Any action film worth its salt nowadays ensures that it features at least one fight scene where kung fu grips, kicks, and balletic punches flurry over the celluloid. But this wasn’t always so. Kung Fu’s rise to prominence in Hong Kong during the 1960s would take decades to break into Hollywood. Feature-length documentary Iron Fists and Kung Fu Kicks charts the rise of how eastern fighting would become a movie art form all of its own.
For martial art movie enthusiasts through to those whose knowledge of Kung Fu begins and ends with Bruce Lee, Iron Fists and Kung Fu Kicks does a good job of covering the origins of these movies. Mostly originating from two Hong Kong movies studios – powerhouse incumbents Shaw Brothers and young upstarts Golden Harvest – the documentary charts the fight style evolution from Peking Opera inspired grace and precision, right through to laughable blood and guts.
This is fascinatingly intercut with the social upheavals of the time. Did you know that, for a time, the genre was female-led? In a world where virtually all movie studios executives were male and it was predominantly housewives going to the movies at the time, they were concerned that their partners would lust over any heroic leading men. So, weirdly, this led to one of the first strong female lead movie stars in Chin Pe Pe. Footage of the 1967 riots is weaved in with a rise in movies about angry young men fighting the system. And also we see how, ironically, oppressed movie-going customers sought escapism by watching actors who were similarly oppressed due to the draconian control that studios had over their stars.
Once the history lesson is over, the mid-section of the docu shifts to exploring the career of Bruce Lee. Lee’s Hong Kong boom and subsequent struggles to break through to Hollywood have already been extensively documented elsewhere. Although this section goes on rather long, Iron Fists and Kung Fu Kicks manages to intertwine his rising, falling, and rising again fortunes with the wider picture of kung fu’s rising influence on the West. Grindhouse cinemas playing poorly dubbed Hong Kong movies were starting to rake in the dollars during the 80s and Lee’s posthumous fame with Enter The Dragon broke the genre into the mainstream.
After the section dealing with Lee the show does flap around somewhat for focus. Legends Jackie Chan and Sammo Hung are covered within the context of how lax health and safety attitudes (and limited budgets) led to astonishingly dangerous stunts becoming the genre’s hallmark. It’s odd that the influence of such mastery as Jet Li is missed out whilst there is still time to breeze past the expanding sources of ‘kung fu’ movies (such as Thai ‘Ong Bak’ and Indonesian ‘The Raid’), but clearly a directorial choice was made here.

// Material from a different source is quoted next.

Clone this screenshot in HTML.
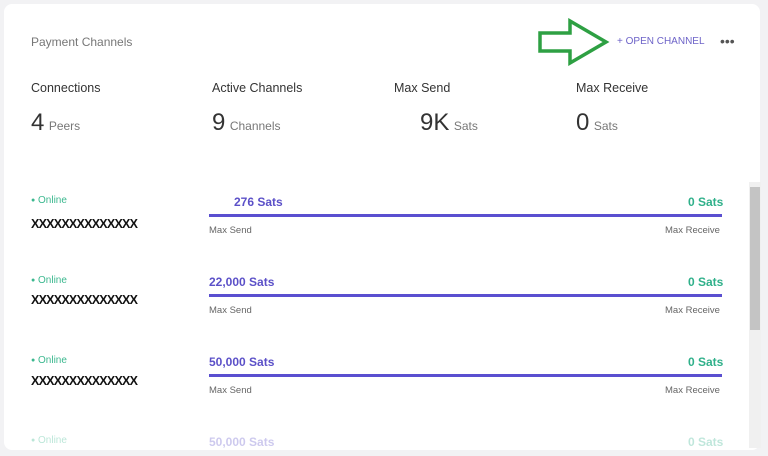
<!DOCTYPE html>
<html><head><style>
body{margin:0;width:768px;height:456px;background:#f2f2f4;font-family:"Liberation Sans",sans-serif;position:relative;overflow:hidden}
.card{position:absolute;left:4px;top:4px;width:756px;height:446px;background:#fff;border-radius:8px}
.a{position:absolute;white-space:nowrap}
.lbl{font-size:12.5px;color:#333}
.big{font-size:24px;color:#333}
.unit{font-size:12px;color:#777}
.on{font-size:10px;color:#3cb88f}
.on b{font-size:7px;font-weight:normal;vertical-align:1px}
.nm{font-size:12.5px;font-weight:bold;color:#111;letter-spacing:-0.75px}
.snd{font-size:12px;font-weight:bold;color:#5b50c8}
.rcv{font-size:12px;font-weight:bold;color:#2fb08a}
.bar{position:absolute;left:209px;width:513px;height:3px;background:#5a4fd0}
.sm{font-size:9.5px;color:#666}
</style></head><body>
<div class="card"></div>
<div class="a" style="left:31px;top:35px;font-size:12px;color:#777">Payment Channels</div>
<svg class="a" style="left:536px;top:18px" width="74" height="48"><path d="M4 15 H34 V3 L70 24 L34 45 V33 H4 Z" fill="none" stroke="#2ea043" stroke-width="3.5" stroke-linejoin="miter"/></svg>
<div class="a" style="left:617px;top:36px;font-size:10px;color:#6d63c8">+ OPEN CHANNEL</div>
<div class="a" style="left:720px;top:33px;font-size:14px;color:#555">•••</div>
<div class="a lbl" style="left:31px;top:81px">Connections</div>
<div class="a lbl" style="left:212px;top:81px">Active Channels</div>
<div class="a lbl" style="left:394px;top:81px">Max Send</div>
<div class="a lbl" style="left:576px;top:81px">Max Receive</div>
<div class="a" style="left:31px;top:109px"><span class="big">4</span> <span class="unit">Peers</span></div>
<div class="a" style="left:212px;top:109px"><span class="big">9</span> <span class="unit">Channels</span></div>
<div class="a" style="left:420px;top:109px"><span class="big">9K</span> <span class="unit">Sats</span></div>
<div class="a" style="left:576px;top:109px"><span class="big">0</span> <span class="unit">Sats</span></div>

<div class="a on" style="left:31px;top:195px"><b>●</b> Online</div>
<div class="a nm" style="left:31px;top:217px">XXXXXXXXXXXXXX</div>
<div class="a snd" style="left:234px;top:195px">276 Sats</div>
<div class="a rcv" style="left:688px;top:195px">0 Sats</div>
<div class="bar" style="top:214px"></div>
<div class="a sm" style="left:209px;top:225px">Max Send</div>
<div class="a sm" style="left:665px;top:225px">Max Receive</div>

<div class="a on" style="left:31px;top:275px"><b>●</b> Online</div>
<div class="a nm" style="left:31px;top:293px">XXXXXXXXXXXXXX</div>
<div class="a snd" style="left:209px;top:275px">22,000 Sats</div>
<div class="a rcv" style="left:688px;top:275px">0 Sats</div>
<div class="bar" style="top:294px"></div>
<div class="a sm" style="left:209px;top:305px">Max Send</div>
<div class="a sm" style="left:665px;top:305px">Max Receive</div>

<div class="a on" style="left:31px;top:355px"><b>●</b> Online</div>
<div class="a nm" style="left:31px;top:374px">XXXXXXXXXXXXXX</div>
<div class="a snd" style="left:209px;top:355px">50,000 Sats</div>
<div class="a rcv" style="left:688px;top:355px">0 Sats</div>
<div class="bar" style="top:374px"></div>
<div class="a sm" style="left:209px;top:385px">Max Send</div>
<div class="a sm" style="left:665px;top:385px">Max Receive</div>

<div class="a on" style="left:31px;top:435px;opacity:.35"><b>●</b> Online</div>
<div class="a snd" style="left:209px;top:435px;opacity:.3">50,000 Sats</div>
<div class="a rcv" style="left:688px;top:435px;opacity:.3">0 Sats</div>

<div class="a" style="left:749px;top:182px;width:12px;height:266px;background:#f0f0f0"></div>
<div class="a" style="left:750px;top:187px;width:10px;height:143px;background:#c4c4c4"></div>
</body></html>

One interesting and unexpected parallel the documentary draws is the rise of kung fu movies along with a thoroughly engaged African American audience who connected with the material in a time where cultural diversity was massively under-represented on the big screen. The era of blaxploitation movies synchronises well with the popularity of kung fu movies, and many African American talking heads reveal how hip hop moves or break dancing poses were directly inspired by far east fighting on their screens.
Despite a somewhat rushed ending and perhaps overlong section on Bruce Lee, Iron Fists and Kung Fu Kicks is stocked with great footage, great contributors (such as one guy responsible for having six Bruce Lee films in development where only three actually featured any footage of him!) and is a fun journey through one of the most enduring movie styles there is: punchy kicks!